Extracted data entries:
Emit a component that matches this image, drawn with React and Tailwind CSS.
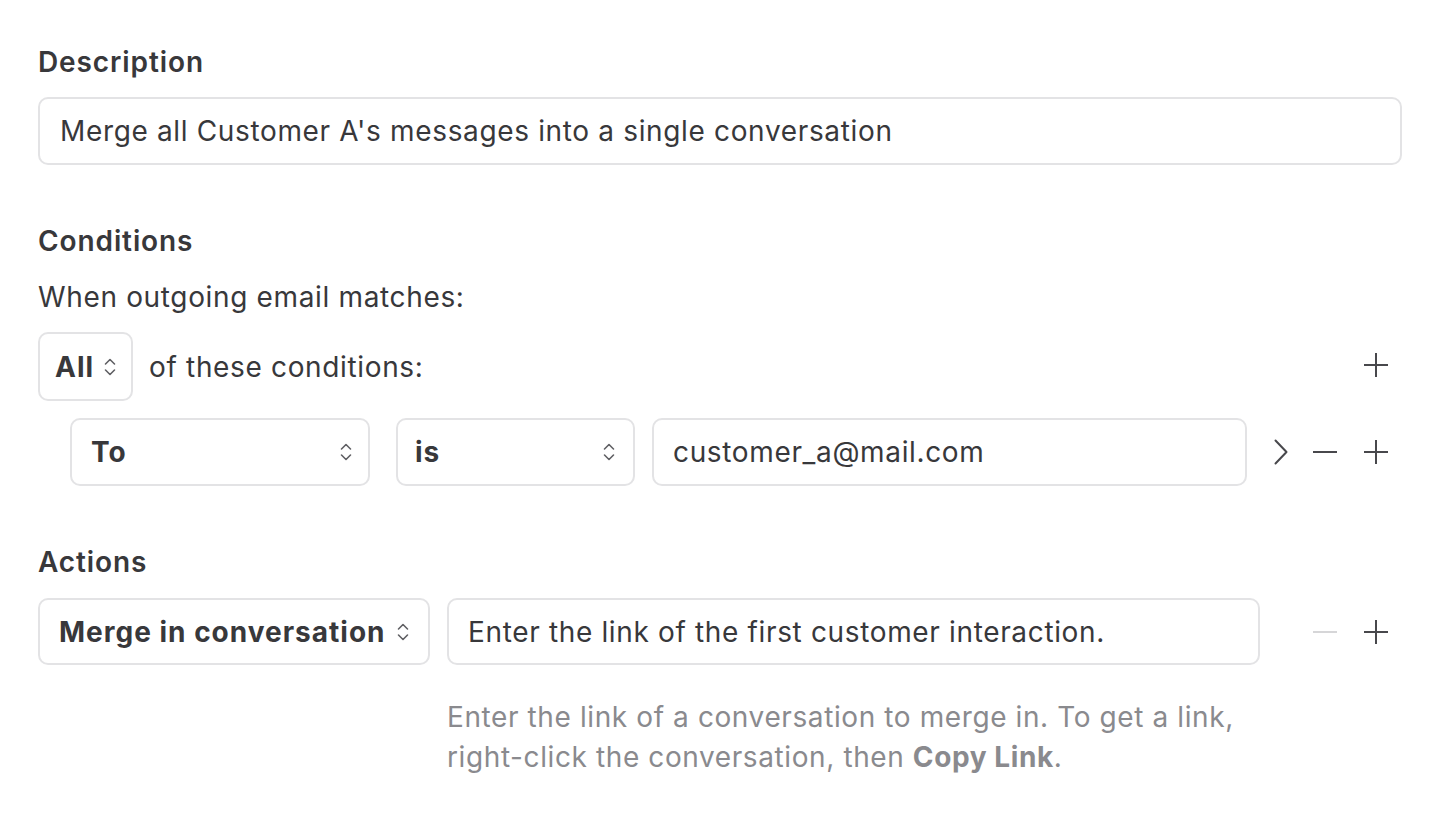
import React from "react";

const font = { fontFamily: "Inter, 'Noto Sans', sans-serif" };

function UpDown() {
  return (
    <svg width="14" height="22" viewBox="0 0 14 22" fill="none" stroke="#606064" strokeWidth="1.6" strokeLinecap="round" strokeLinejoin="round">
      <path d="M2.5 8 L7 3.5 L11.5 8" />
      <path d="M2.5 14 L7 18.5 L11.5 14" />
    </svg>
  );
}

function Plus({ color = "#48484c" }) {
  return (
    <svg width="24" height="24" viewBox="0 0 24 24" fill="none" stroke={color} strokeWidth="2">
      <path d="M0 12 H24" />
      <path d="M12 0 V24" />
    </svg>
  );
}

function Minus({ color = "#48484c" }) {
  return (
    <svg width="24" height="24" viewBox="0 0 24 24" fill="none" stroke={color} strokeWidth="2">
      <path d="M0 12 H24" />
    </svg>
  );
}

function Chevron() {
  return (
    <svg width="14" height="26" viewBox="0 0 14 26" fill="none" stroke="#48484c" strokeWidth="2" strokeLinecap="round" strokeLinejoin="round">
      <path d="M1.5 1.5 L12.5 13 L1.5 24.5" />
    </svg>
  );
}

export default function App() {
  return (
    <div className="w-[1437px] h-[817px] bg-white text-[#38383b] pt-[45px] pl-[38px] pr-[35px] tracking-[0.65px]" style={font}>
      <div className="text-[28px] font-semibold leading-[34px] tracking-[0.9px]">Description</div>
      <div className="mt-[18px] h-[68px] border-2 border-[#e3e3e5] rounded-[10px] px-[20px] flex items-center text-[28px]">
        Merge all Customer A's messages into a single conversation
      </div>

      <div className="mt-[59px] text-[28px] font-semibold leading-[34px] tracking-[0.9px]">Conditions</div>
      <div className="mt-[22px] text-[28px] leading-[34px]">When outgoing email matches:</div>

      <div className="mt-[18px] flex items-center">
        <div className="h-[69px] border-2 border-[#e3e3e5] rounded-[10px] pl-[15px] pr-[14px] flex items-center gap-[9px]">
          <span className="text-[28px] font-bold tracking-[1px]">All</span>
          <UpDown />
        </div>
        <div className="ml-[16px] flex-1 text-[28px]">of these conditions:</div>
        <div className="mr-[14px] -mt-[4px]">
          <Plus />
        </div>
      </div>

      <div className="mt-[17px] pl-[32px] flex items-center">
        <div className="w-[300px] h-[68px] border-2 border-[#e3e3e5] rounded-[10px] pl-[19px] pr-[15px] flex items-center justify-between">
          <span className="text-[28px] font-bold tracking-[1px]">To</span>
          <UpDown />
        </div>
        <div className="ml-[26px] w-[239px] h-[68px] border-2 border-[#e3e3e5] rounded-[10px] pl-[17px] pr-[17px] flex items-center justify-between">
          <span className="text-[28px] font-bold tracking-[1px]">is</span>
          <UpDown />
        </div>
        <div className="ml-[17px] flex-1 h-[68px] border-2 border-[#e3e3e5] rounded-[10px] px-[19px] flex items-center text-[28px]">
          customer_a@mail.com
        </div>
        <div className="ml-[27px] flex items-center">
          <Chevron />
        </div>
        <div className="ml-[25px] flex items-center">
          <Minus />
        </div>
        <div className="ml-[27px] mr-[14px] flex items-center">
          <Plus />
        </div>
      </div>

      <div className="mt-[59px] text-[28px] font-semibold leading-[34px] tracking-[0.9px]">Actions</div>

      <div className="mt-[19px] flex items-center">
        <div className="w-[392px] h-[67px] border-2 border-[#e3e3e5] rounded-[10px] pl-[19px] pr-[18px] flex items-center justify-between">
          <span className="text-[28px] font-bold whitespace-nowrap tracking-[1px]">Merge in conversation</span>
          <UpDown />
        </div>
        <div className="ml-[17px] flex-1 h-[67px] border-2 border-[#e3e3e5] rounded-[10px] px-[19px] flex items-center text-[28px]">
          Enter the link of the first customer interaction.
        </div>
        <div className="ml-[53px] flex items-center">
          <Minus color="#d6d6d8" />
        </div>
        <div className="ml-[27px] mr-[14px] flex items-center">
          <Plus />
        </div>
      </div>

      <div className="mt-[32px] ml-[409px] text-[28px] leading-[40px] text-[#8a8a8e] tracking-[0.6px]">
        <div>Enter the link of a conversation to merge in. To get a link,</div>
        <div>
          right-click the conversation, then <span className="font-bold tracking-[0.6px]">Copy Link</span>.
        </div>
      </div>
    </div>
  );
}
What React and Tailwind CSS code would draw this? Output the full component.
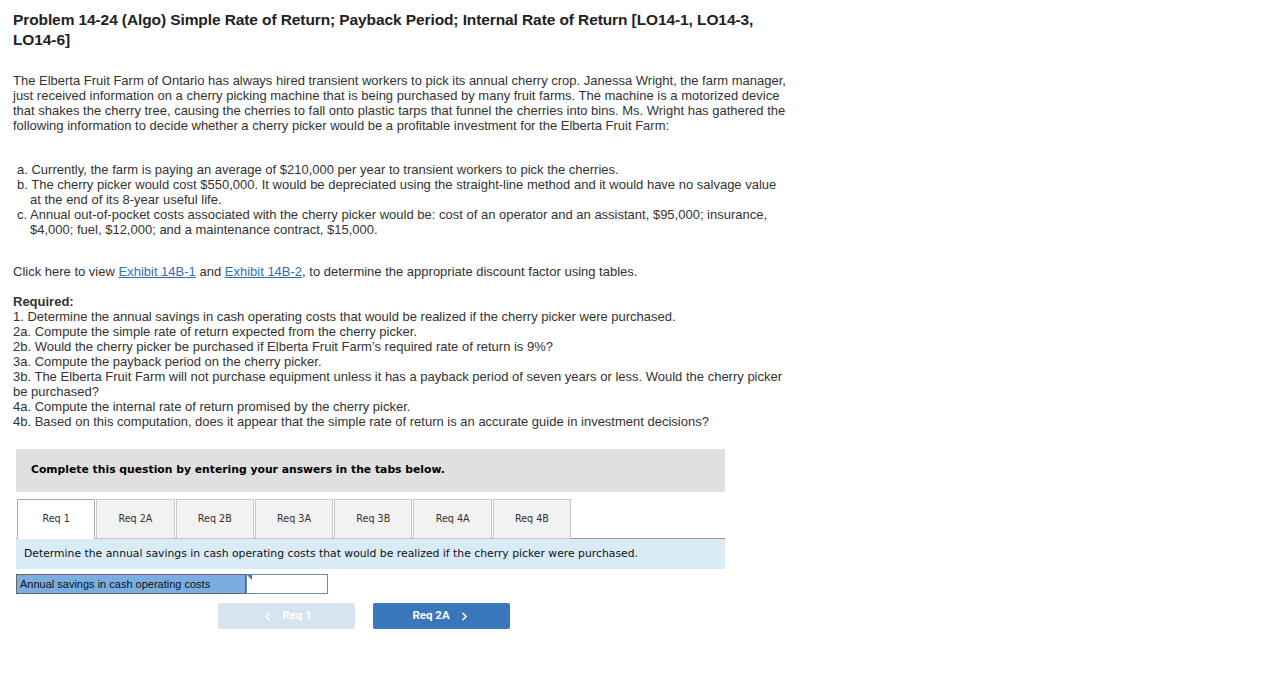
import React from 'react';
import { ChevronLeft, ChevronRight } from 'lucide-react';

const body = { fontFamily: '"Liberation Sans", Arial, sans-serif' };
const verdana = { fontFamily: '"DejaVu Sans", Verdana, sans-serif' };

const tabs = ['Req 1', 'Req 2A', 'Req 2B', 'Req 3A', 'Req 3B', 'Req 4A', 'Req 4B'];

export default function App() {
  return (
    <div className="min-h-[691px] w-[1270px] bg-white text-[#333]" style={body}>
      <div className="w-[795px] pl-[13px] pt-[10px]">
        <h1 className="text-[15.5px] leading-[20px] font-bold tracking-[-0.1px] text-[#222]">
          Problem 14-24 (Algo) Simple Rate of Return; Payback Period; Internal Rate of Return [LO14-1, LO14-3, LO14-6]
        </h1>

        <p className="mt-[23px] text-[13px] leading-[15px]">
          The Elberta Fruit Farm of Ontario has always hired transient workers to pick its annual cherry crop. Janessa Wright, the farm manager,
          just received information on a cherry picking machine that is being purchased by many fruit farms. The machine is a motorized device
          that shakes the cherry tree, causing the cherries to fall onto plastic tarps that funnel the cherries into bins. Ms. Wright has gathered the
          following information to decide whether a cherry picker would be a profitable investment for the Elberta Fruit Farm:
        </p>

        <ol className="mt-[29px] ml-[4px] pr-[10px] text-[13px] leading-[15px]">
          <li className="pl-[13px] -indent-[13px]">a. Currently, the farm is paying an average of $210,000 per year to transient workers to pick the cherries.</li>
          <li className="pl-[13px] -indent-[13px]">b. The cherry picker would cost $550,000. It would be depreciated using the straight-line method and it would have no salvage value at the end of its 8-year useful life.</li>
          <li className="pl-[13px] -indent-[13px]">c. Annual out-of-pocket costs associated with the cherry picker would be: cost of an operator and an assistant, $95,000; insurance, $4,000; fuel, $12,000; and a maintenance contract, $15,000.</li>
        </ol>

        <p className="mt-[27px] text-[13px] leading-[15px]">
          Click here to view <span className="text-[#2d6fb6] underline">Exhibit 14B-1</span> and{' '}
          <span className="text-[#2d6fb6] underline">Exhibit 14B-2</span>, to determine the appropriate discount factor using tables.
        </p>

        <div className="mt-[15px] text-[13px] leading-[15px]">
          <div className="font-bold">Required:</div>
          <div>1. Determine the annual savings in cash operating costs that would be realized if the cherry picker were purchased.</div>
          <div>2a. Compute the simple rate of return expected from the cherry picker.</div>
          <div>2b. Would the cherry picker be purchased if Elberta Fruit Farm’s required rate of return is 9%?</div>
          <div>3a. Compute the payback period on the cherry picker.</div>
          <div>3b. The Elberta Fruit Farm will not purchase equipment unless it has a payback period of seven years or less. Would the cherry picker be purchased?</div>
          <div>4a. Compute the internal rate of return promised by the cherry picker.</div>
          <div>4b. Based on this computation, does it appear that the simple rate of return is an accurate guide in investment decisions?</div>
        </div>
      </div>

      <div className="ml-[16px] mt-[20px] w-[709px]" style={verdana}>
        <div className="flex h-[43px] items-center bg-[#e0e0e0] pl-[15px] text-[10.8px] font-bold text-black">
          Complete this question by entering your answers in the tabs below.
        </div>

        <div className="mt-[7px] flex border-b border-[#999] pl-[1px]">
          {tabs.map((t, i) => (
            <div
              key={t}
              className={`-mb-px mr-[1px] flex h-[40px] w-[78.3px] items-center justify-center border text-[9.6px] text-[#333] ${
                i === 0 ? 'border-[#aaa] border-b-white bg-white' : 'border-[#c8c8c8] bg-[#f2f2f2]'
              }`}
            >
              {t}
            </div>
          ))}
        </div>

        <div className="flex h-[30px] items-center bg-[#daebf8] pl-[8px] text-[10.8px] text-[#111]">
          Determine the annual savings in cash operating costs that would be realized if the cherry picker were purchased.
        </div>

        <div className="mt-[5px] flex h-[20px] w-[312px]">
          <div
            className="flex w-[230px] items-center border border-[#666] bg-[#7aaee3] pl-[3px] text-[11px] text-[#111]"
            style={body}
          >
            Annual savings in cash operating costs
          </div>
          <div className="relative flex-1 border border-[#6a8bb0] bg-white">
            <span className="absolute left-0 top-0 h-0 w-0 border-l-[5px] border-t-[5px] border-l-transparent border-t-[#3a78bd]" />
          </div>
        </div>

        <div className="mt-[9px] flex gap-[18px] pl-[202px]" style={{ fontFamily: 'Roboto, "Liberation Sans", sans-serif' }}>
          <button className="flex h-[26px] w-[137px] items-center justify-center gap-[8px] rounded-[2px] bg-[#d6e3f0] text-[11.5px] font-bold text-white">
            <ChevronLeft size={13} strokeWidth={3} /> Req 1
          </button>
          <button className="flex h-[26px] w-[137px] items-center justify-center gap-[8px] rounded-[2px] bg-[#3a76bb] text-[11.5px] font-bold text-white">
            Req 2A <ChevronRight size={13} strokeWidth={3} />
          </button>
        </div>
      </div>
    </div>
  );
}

• [Problem details]
Without the pictures, write out exactly the lines from the one that has "What React and" down to the one that has "const tabs = ['Req", both included.

• [Solution to the exercise]
What React and Tailwind CSS code would draw this? Output the full component.
import React from 'react';
import { ChevronLeft, ChevronRight } from 'lucide-react';

const body = { fontFamily: '"Liberation Sans", Arial, sans-serif' };
const verdana = { fontFamily: '"DejaVu Sans", Verdana, sans-serif' };

const tabs = ['Req 1', 'Req 2A', 'Req 2B', 'Req 3A', 'Req 3B', 'Req 4A', 'Req 4B'];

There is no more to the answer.